Our short break at Caldas de Monchique was fantastic – the hotel room seemed enormous after the confines of living in the van for a couple of months. We made the most of it, bathing, relaxing & watching telly on Wednesday before hitting the spa for the day on Thursday – most heavenly!
We both had a restorative bath treatment which involved sitting in a large bath with essential oils whilst it pulsed & massaged various areas of the body – it was absolutely gorgeous! This was followed with the “thermal circuit” of sauna, steam room & the thermal spring swimming pool with water jets – fabulous! The stay was half-board so the breakfast buffet & 3-course evening meals were a huge luxury too – I really could get used to this!
Caldas de Monchique itself is a spa-resort built around a thermal spring, nestling under a lush canopy of pine and eucalyptus. According to my guide book, the Romans were totally enamoured by the hot, curative properties of the waters and according to legend, if you take a sip from the fountain of love (an ancient font in the woods) you’ll fall in love with life! Before we left, we trekked into the woods & filled all our water bottles!
Wednesday was a bank holiday in Portugal & lots of families came to picnic in the woods. It was really lovely to watch as table cloths, bowls, wine & even vases of flowers appeared on the makeshift tables, in one case accompanied by singing. It certainly puts our cheese, ham & tomato sandwiches to shame!
Dragging ourselves away from all this luxury, we headed about 135 miles north to our next destination of Barragem de Pego do Altar. Barragems are huge dams, usually with areas set aside for swimming, sailing & fishing. Not unusually for us, we took a wrong turning at Alcacer do Sol & found ourselves negotiating the old town with the cobbled streets getting narrower & narrower and the turnings sharper & sharper. Breathing in & folding the wing mirrors in, we eventually made it out of the maze of tiny streets and back onto a main road.
The barragem was a beautiful stopover for the night but unfortunately the services (fresh water in, waste water out) were no longer available. We had planned to purge our water system, as we’d added some purifying crystals to the water tank before we left Monchique to give it a right good clean on the bumpy mountain roads! We knew our next stop (near Lisbon) doesn’t have facilities either so a slight change of plan was called for. Out came the handy ACSI camping guide & off we set, still heading towards Lisbon, up the IC1 to a lovely campsite at Costa da Caparica.

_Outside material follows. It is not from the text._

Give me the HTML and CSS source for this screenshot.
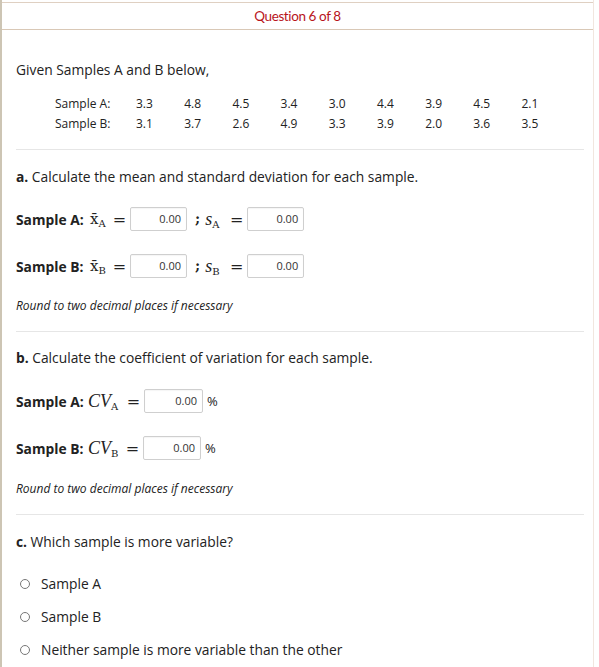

Out of the mountains, we passed through some beautiful rural areas. The fields were either olive groves or cork-oak plantations looking like they had jumpers on where the bark had been stripped. Huge lorries full of logs & cork barks passed us as we pottered
on through clusters of small white-washed villages. Yellow, purple & white wild flowers carpet the unploughed land. Where it has been ploughed, the soil is a startling ochre colour.
To our surprise, Costa de Caparica has a real vibrant seaside-town feel to it. We had a walk out in the early evening onto the raised promenade/break-water where the cafes and restaurants are all cube shaped & each seating area gives you your own small terrace view out to sea. Earlier on in the day, we had pulled up alongside the back of this huge long area and saw loads of surfers heading out to catch the waves. We’ve only been in up to our ankles – it’s still way too cold for my liking!
The camp-site is lovely & really busy – we’ll be spending most of Sunday here before heading off to Seixal in the late afternoon as our base for exploring Lisbon on Monday!